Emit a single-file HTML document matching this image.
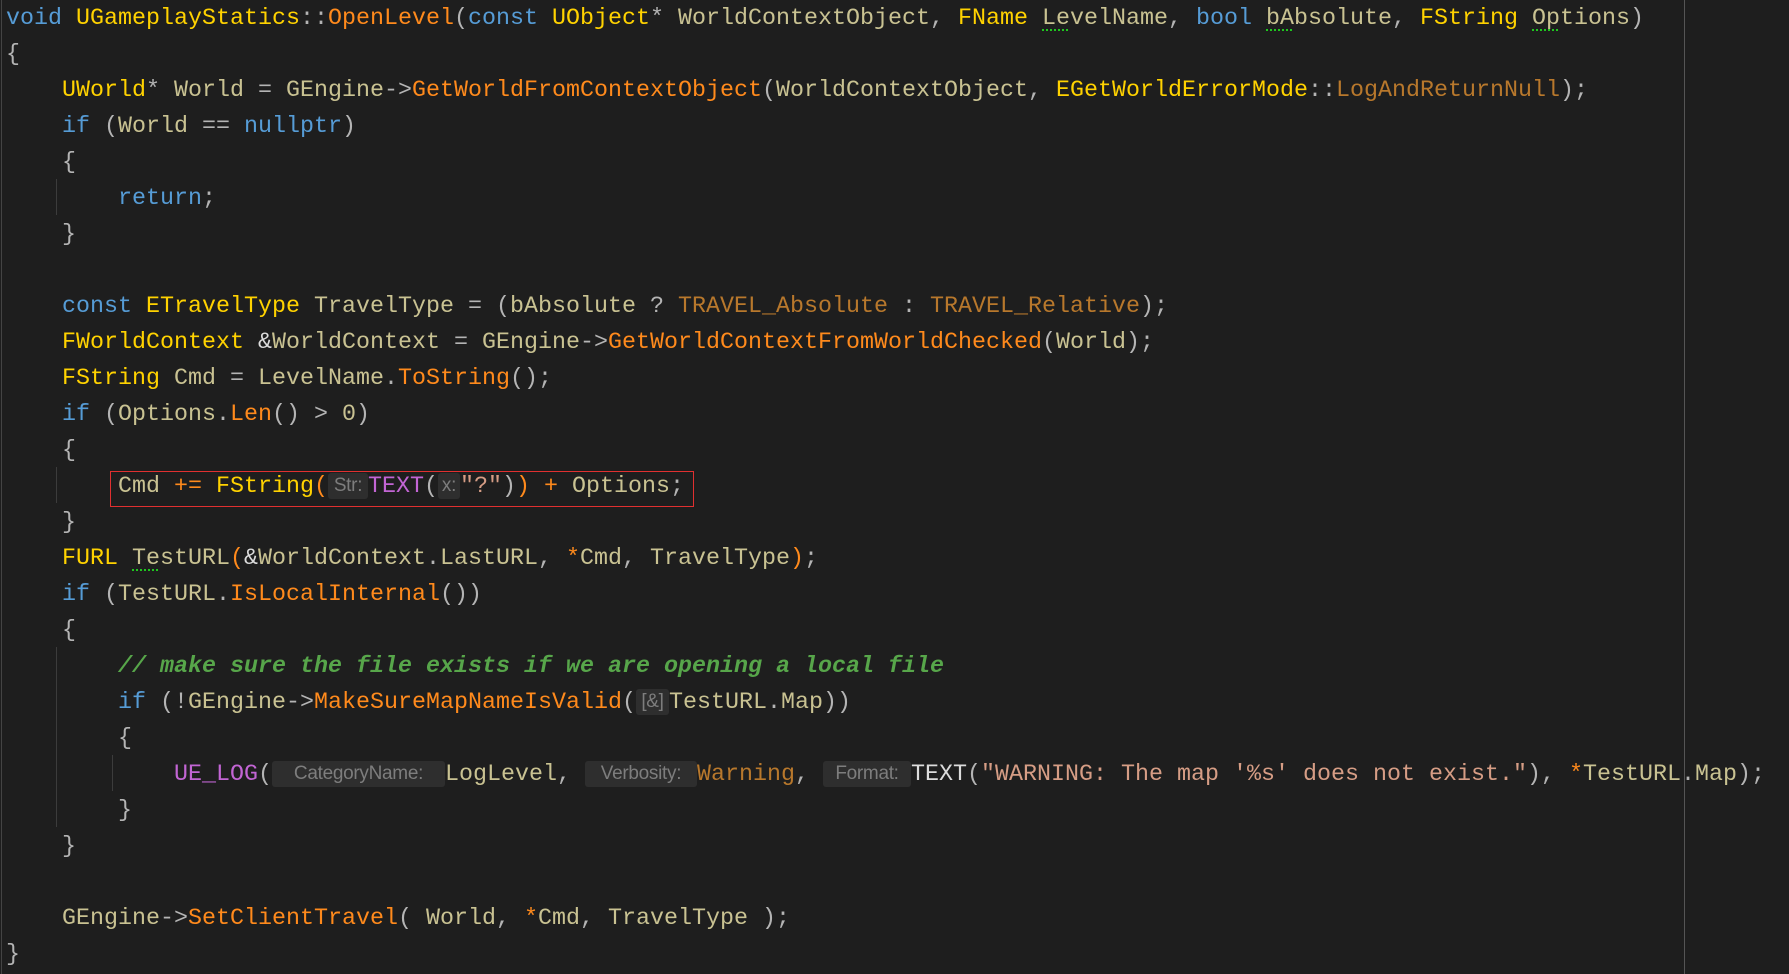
<!DOCTYPE html>
<html><head><meta charset="utf-8"><style>
html,body{margin:0;padding:0;background:#1e1e1e;width:1789px;height:974px;overflow:hidden}
.wrap{position:relative;width:1789px;height:974px}
.r{position:absolute;left:6px;height:36px;line-height:36px;white-space:pre;font-family:"Liberation Mono",monospace;font-size:23.33px;color:#b4b4b4;margin-top:2px}
.k{color:#569cd6}.t{color:#ffd200}.f{color:#ff8a1c}.v{color:#c9c292}.e{color:#b8782c}.s{color:#d69d85}.m{color:#c265d4}.o{color:#ff8a1c}.w{color:#dcdcdc}
.c{color:#57a64a;font-weight:bold;font-style:italic}
.h{display:inline-block;background:#2e2e2e;color:#7d7d7d;font-family:"Liberation Sans",sans-serif;font-size:19px;line-height:26px;border-radius:3px;text-align:center;vertical-align:1px;letter-spacing:-0.3px}
.sq{text-decoration:underline dotted #1ec81e 2px;text-underline-offset:5px}
.g{position:absolute;width:1px;background:#3c3c3c}
</style></head><body><div class="wrap">
<div class="g" style="left:1px;top:0;height:974px;background:#444"></div>
<div class="g" style="left:1684px;top:0;height:974px;background:#555"></div>
<div class="g" style="left:56px;top:179px;height:36px"></div>
<div class="g" style="left:56px;top:467px;height:36px"></div>
<div class="g" style="left:56px;top:647px;height:180px"></div>
<div class="g" style="left:112px;top:755px;height:36px"></div>
<div style="position:absolute;left:110px;top:471px;width:584px;height:36px;border:1px solid #e03030;box-sizing:border-box"></div>

<div class="r" style="top:-1px"><span class="k">void</span> <span class="t">UGameplayStatics</span>::<span class="f">OpenLevel</span>(<span class="k">const</span> <span class="t">UObject</span>* <span class="v">WorldContextObject</span>, <span class="t">FName</span> <span class="v"><span class="sq">Le</span>velName</span>, <span class="k">bool</span> <span class="v"><span class="sq">bA</span>bsolute</span>, <span class="t">FString</span> <span class="v"><span class="sq">Op</span>tions</span>)</div>
<div class="r" style="top:35px">{</div>
<div class="r" style="top:71px">    <span class="t">UWorld</span>* <span class="v">World</span> = <span class="v">GEngine</span>-&gt;<span class="f">GetWorldFromContextObject</span>(<span class="v">WorldContextObject</span>, <span class="t">EGetWorldErrorMode</span>::<span class="e">LogAndReturnNull</span>);</div>
<div class="r" style="top:107px">    <span class="k">if</span> (<span class="v">World</span> == <span class="k">nullptr</span>)</div>
<div class="r" style="top:143px">    {</div>
<div class="r" style="top:179px">        <span class="k">return</span>;</div>
<div class="r" style="top:215px">    }</div>
<div class="r" style="top:287px">    <span class="k">const</span> <span class="t">ETravelType</span> <span class="v">TravelType</span> = (<span class="v">bAbsolute</span> ? <span class="e">TRAVEL_Absolute</span> : <span class="e">TRAVEL_Relative</span>);</div>
<div class="r" style="top:323px">    <span class="t">FWorldContext</span> <span class="w">&amp;</span><span class="v">WorldContext</span> = <span class="v">GEngine</span>-&gt;<span class="f">GetWorldContextFromWorldChecked</span>(<span class="v">World</span>);</div>
<div class="r" style="top:359px">    <span class="t">FString</span> <span class="v">Cmd</span> = <span class="v">LevelName</span>.<span class="f">ToString</span>();</div>
<div class="r" style="top:395px">    <span class="k">if</span> (<span class="v">Options</span>.<span class="f">Len</span>() &gt; <span class="v">0</span>)</div>
<div class="r" style="top:431px">    {</div>
<div class="r" style="top:467px">        <span class="v">Cmd</span> <span class="o">+=</span> <span class="t">FString</span><span class="o">(</span><span class="h" style="width:40px">Str:</span><span class="m">TEXT</span>(<span class="h" style="width:22px">x:</span><span class="s">"?"</span>)<span class="o">)</span> <span class="o">+</span> <span class="v">Options</span>;</div>
<div class="r" style="top:503px">    }</div>
<div class="r" style="top:539px">    <span class="t">FURL</span> <span class="v"><span class="sq">Te</span>stURL</span><span class="o">(</span><span class="w">&amp;</span><span class="v">WorldContext</span>.<span class="v">LastURL</span>, <span class="o">*</span><span class="v">Cmd</span>, <span class="v">TravelType</span><span class="o">)</span>;</div>
<div class="r" style="top:575px">    <span class="k">if</span> (<span class="v">TestURL</span>.<span class="f">IsLocalInternal</span>())</div>
<div class="r" style="top:611px">    {</div>
<div class="r" style="top:647px">        <span class="c">// make sure the file exists if we are opening a local file</span></div>
<div class="r" style="top:683px">        <span class="k">if</span> (!<span class="v">GEngine</span>-&gt;<span class="f">MakeSureMapNameIsValid</span>(<span class="h" style="width:33px">[&amp;]</span><span class="v">TestURL</span>.<span class="v">Map</span>))</div>
<div class="r" style="top:719px">        {</div>
<div class="r" style="top:755px">            <span class="m">UE_LOG</span>(<span class="h" style="width:173px">CategoryName:</span><span class="v">LogLevel</span>, <span class="h" style="width:112px">Verbosity:</span><span class="e">Warning</span>, <span class="h" style="width:88px">Format:</span><span class="w">TEXT</span>(<span class="s">"WARNING: The map '%s' does not exist."</span>), <span class="o">*</span><span class="v">TestURL</span>.<span class="v">Map</span>);</div>
<div class="r" style="top:791px">        }</div>
<div class="r" style="top:827px">    }</div>
<div class="r" style="top:899px">    <span class="v">GEngine</span>-&gt;<span class="f">SetClientTravel</span>( <span class="v">World</span>, <span class="o">*</span><span class="v">Cmd</span>, <span class="v">TravelType</span> );</div>
<div class="r" style="top:935px">}</div>
</div></body></html>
════════════════
* **PROBLEM TO SOLVE**
Quote the material word for word, dropping any images it holds.

* **THE REPLY**
Emit a single-file HTML document matching this image.
<!DOCTYPE html>
<html><head><meta charset="utf-8"><style>
html,body{margin:0;padding:0;background:#1e1e1e;width:1789px;height:974px;overflow:hidden}
.wrap{position:relative;width:1789px;height:974px}
.r{position:absolute;left:6px;height:36px;line-height:36px;white-space:pre;font-family:"Liberation Mono",monospace;font-size:23.33px;color:#b4b4b4;margin-top:2px}
.k{color:#569cd6}.t{color:#ffd200}.f{color:#ff8a1c}.v{color:#c9c292}.e{color:#b8782c}.s{color:#d69d85}.m{color:#c265d4}.o{color:#ff8a1c}.w{color:#dcdcdc}
.c{color:#57a64a;font-weight:bold;font-style:italic}
.h{display:inline-block;background:#2e2e2e;color:#7d7d7d;font-family:"Liberation Sans",sans-serif;font-size:19px;line-height:26px;border-radius:3px;text-align:center;vertical-align:1px;letter-spacing:-0.3px}
.sq{text-decoration:underline dotted #1ec81e 2px;text-underline-offset:5px}
.g{position:absolute;width:1px;background:#3c3c3c}
</style></head><body><div class="wrap">
<div class="g" style="left:1px;top:0;height:974px;background:#444"></div>
<div class="g" style="left:1684px;top:0;height:974px;background:#555"></div>
<div class="g" style="left:56px;top:179px;height:36px"></div>
<div class="g" style="left:56px;top:467px;height:36px"></div>
<div class="g" style="left:56px;top:647px;height:180px"></div>
<div class="g" style="left:112px;top:755px;height:36px"></div>
<div style="position:absolute;left:110px;top:471px;width:584px;height:36px;border:1px solid #e03030;box-sizing:border-box"></div>

<div class="r" style="top:-1px"><span class="k">void</span> <span class="t">UGameplayStatics</span>::<span class="f">OpenLevel</span>(<span class="k">const</span> <span class="t">UObject</span>* <span class="v">WorldContextObject</span>, <span class="t">FName</span> <span class="v"><span class="sq">Le</span>velName</span>, <span class="k">bool</span> <span class="v"><span class="sq">bA</span>bsolute</span>, <span class="t">FString</span> <span class="v"><span class="sq">Op</span>tions</span>)</div>
<div class="r" style="top:35px">{</div>
<div class="r" style="top:71px">    <span class="t">UWorld</span>* <span class="v">World</span> = <span class="v">GEngine</span>-&gt;<span class="f">GetWorldFromContextObject</span>(<span class="v">WorldContextObject</span>, <span class="t">EGetWorldErrorMode</span>::<span class="e">LogAndReturnNull</span>);</div>
<div class="r" style="top:107px">    <span class="k">if</span> (<span class="v">World</span> == <span class="k">nullptr</span>)</div>
<div class="r" style="top:143px">    {</div>
<div class="r" style="top:179px">        <span class="k">return</span>;</div>
<div class="r" style="top:215px">    }</div>
<div class="r" style="top:287px">    <span class="k">const</span> <span class="t">ETravelType</span> <span class="v">TravelType</span> = (<span class="v">bAbsolute</span> ? <span class="e">TRAVEL_Absolute</span> : <span class="e">TRAVEL_Relative</span>);</div>
<div class="r" style="top:323px">    <span class="t">FWorldContext</span> <span class="w">&amp;</span><span class="v">WorldContext</span> = <span class="v">GEngine</span>-&gt;<span class="f">GetWorldContextFromWorldChecked</span>(<span class="v">World</span>);</div>
<div class="r" style="top:359px">    <span class="t">FString</span> <span class="v">Cmd</span> = <span class="v">LevelName</span>.<span class="f">ToString</span>();</div>
<div class="r" style="top:395px">    <span class="k">if</span> (<span class="v">Options</span>.<span class="f">Len</span>() &gt; <span class="v">0</span>)</div>
<div class="r" style="top:431px">    {</div>
<div class="r" style="top:467px">        <span class="v">Cmd</span> <span class="o">+=</span> <span class="t">FString</span><span class="o">(</span><span class="h" style="width:40px">Str:</span><span class="m">TEXT</span>(<span class="h" style="width:22px">x:</span><span class="s">"?"</span>)<span class="o">)</span> <span class="o">+</span> <span class="v">Options</span>;</div>
<div class="r" style="top:503px">    }</div>
<div class="r" style="top:539px">    <span class="t">FURL</span> <span class="v"><span class="sq">Te</span>stURL</span><span class="o">(</span><span class="w">&amp;</span><span class="v">WorldContext</span>.<span class="v">LastURL</span>, <span class="o">*</span><span class="v">Cmd</span>, <span class="v">TravelType</span><span class="o">)</span>;</div>
<div class="r" style="top:575px">    <span class="k">if</span> (<span class="v">TestURL</span>.<span class="f">IsLocalInternal</span>())</div>
<div class="r" style="top:611px">    {</div>
<div class="r" style="top:647px">        <span class="c">// make sure the file exists if we are opening a local file</span></div>
<div class="r" style="top:683px">        <span class="k">if</span> (!<span class="v">GEngine</span>-&gt;<span class="f">MakeSureMapNameIsValid</span>(<span class="h" style="width:33px">[&amp;]</span><span class="v">TestURL</span>.<span class="v">Map</span>))</div>
<div class="r" style="top:719px">        {</div>
<div class="r" style="top:755px">            <span class="m">UE_LOG</span>(<span class="h" style="width:173px">CategoryName:</span><span class="v">LogLevel</span>, <span class="h" style="width:112px">Verbosity:</span><span class="e">Warning</span>, <span class="h" style="width:88px">Format:</span><span class="w">TEXT</span>(<span class="s">"WARNING: The map '%s' does not exist."</span>), <span class="o">*</span><span class="v">TestURL</span>.<span class="v">Map</span>);</div>
<div class="r" style="top:791px">        }</div>
<div class="r" style="top:827px">    }</div>
<div class="r" style="top:899px">    <span class="v">GEngine</span>-&gt;<span class="f">SetClientTravel</span>( <span class="v">World</span>, <span class="o">*</span><span class="v">Cmd</span>, <span class="v">TravelType</span> );</div>
<div class="r" style="top:935px">}</div>
</div></body></html>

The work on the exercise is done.